● **TO BE DONE**: Look for the word "styles" in the entries below, then copy every line that has it.

● **LISTED RECORDS**:

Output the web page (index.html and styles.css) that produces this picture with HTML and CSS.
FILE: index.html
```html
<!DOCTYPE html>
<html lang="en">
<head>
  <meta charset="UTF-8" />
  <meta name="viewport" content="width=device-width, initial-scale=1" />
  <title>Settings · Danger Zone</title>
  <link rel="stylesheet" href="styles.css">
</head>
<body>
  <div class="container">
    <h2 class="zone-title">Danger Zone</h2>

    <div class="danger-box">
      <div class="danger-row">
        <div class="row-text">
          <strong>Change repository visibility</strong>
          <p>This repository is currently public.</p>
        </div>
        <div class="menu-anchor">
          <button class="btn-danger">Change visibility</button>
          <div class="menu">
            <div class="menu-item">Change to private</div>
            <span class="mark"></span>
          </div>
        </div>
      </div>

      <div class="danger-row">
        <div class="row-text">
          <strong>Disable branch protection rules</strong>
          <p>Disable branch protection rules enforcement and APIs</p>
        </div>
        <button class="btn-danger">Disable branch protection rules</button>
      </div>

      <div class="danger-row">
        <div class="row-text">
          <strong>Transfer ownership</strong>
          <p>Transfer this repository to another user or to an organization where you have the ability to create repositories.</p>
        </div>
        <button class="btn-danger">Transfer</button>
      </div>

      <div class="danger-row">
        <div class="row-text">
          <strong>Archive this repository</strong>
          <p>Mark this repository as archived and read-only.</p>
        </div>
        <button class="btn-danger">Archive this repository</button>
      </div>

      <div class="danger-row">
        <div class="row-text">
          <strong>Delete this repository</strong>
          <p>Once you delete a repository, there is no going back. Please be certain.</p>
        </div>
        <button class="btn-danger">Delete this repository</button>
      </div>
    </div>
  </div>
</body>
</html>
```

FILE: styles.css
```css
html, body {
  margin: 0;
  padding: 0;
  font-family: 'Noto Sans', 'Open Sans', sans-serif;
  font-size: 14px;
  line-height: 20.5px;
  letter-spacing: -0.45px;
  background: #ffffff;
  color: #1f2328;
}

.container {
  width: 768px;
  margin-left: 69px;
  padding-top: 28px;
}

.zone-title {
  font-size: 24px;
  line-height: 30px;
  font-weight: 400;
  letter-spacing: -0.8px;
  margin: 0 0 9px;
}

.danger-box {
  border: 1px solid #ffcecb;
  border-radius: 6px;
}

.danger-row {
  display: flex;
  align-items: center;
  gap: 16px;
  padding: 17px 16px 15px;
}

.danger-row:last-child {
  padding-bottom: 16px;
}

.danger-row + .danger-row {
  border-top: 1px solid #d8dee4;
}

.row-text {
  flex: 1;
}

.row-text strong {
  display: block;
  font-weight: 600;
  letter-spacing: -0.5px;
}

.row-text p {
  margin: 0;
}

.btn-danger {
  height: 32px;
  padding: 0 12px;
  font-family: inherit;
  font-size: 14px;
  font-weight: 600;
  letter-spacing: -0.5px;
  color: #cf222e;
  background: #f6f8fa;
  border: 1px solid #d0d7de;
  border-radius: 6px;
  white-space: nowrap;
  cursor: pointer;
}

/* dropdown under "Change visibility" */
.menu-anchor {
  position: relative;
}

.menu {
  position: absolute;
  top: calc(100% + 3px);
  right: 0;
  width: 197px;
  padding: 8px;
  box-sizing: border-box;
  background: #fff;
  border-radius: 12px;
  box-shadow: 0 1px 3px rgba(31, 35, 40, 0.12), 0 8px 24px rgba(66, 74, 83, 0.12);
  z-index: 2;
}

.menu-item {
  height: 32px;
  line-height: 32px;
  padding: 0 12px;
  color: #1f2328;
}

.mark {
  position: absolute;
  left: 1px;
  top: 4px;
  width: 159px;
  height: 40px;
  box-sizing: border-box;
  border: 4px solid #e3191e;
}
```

...

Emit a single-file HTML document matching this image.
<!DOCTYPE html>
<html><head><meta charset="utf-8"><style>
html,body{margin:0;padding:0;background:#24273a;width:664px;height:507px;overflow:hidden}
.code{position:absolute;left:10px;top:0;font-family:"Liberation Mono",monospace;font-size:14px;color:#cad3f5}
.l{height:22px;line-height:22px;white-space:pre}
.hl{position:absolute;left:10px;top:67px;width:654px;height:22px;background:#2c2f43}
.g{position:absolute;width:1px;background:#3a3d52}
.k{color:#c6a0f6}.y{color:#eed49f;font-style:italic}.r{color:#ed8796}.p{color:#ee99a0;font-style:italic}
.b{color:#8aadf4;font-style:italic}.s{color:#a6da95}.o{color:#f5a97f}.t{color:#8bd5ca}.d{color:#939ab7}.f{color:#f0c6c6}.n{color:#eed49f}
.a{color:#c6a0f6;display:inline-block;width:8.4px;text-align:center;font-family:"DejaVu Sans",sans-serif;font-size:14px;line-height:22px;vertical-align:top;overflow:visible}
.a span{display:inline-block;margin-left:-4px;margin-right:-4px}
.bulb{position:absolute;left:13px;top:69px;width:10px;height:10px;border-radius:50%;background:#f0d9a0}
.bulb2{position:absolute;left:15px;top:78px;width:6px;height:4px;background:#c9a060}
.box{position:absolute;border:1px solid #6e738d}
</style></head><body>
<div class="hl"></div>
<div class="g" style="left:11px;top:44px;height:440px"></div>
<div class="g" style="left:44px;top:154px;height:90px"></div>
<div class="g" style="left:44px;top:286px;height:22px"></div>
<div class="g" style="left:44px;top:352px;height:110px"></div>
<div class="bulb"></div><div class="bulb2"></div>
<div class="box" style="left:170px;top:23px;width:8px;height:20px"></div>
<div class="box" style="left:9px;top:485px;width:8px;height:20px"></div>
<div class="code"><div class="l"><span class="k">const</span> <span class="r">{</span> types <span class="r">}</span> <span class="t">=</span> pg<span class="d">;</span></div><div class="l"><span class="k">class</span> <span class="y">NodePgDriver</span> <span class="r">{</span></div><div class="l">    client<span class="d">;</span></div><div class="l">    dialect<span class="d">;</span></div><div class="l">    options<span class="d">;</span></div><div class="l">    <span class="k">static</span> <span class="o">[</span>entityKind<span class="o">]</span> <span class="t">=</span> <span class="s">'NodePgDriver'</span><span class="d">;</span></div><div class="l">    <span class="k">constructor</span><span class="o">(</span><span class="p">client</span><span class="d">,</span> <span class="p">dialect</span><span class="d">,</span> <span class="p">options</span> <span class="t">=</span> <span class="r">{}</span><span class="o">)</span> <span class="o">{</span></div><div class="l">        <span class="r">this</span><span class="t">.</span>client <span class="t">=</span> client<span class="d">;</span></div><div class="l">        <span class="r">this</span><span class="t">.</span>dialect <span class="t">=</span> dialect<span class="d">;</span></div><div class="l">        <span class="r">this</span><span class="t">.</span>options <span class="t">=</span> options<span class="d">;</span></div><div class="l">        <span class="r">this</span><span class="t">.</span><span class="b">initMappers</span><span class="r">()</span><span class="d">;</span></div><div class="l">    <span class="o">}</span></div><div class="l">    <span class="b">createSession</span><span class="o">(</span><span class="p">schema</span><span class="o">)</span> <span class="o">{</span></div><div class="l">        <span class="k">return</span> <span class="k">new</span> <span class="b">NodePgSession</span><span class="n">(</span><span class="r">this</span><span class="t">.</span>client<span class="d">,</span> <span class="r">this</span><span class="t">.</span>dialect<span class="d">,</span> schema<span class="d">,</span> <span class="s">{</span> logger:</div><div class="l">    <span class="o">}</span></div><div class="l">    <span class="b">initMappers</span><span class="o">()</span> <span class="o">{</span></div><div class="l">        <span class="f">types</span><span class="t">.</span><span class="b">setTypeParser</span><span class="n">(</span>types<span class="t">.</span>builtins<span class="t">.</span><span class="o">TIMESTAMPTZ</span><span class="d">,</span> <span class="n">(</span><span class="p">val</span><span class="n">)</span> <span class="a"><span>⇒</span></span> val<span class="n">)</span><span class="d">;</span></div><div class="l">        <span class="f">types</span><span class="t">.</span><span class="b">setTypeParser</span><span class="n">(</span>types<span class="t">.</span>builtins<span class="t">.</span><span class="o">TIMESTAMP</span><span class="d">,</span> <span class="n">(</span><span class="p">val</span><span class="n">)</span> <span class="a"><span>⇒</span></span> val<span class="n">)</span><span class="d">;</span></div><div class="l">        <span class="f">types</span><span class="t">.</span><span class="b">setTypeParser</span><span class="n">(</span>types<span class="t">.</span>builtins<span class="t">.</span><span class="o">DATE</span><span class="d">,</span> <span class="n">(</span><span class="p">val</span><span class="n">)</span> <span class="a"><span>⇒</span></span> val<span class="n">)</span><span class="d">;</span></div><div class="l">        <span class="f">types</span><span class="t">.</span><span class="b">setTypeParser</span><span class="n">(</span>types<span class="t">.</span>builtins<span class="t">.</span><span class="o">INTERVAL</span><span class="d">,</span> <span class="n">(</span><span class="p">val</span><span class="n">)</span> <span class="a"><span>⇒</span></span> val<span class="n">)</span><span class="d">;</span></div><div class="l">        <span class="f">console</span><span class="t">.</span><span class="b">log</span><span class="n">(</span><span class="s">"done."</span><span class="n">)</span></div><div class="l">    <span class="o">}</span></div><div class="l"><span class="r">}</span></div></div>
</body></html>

● **PROBLEM SOLUTION**:
Output the web page (index.html and styles.css) that produces this picture with HTML and CSS.
  <link rel="stylesheet" href="styles.css">
FILE: styles.css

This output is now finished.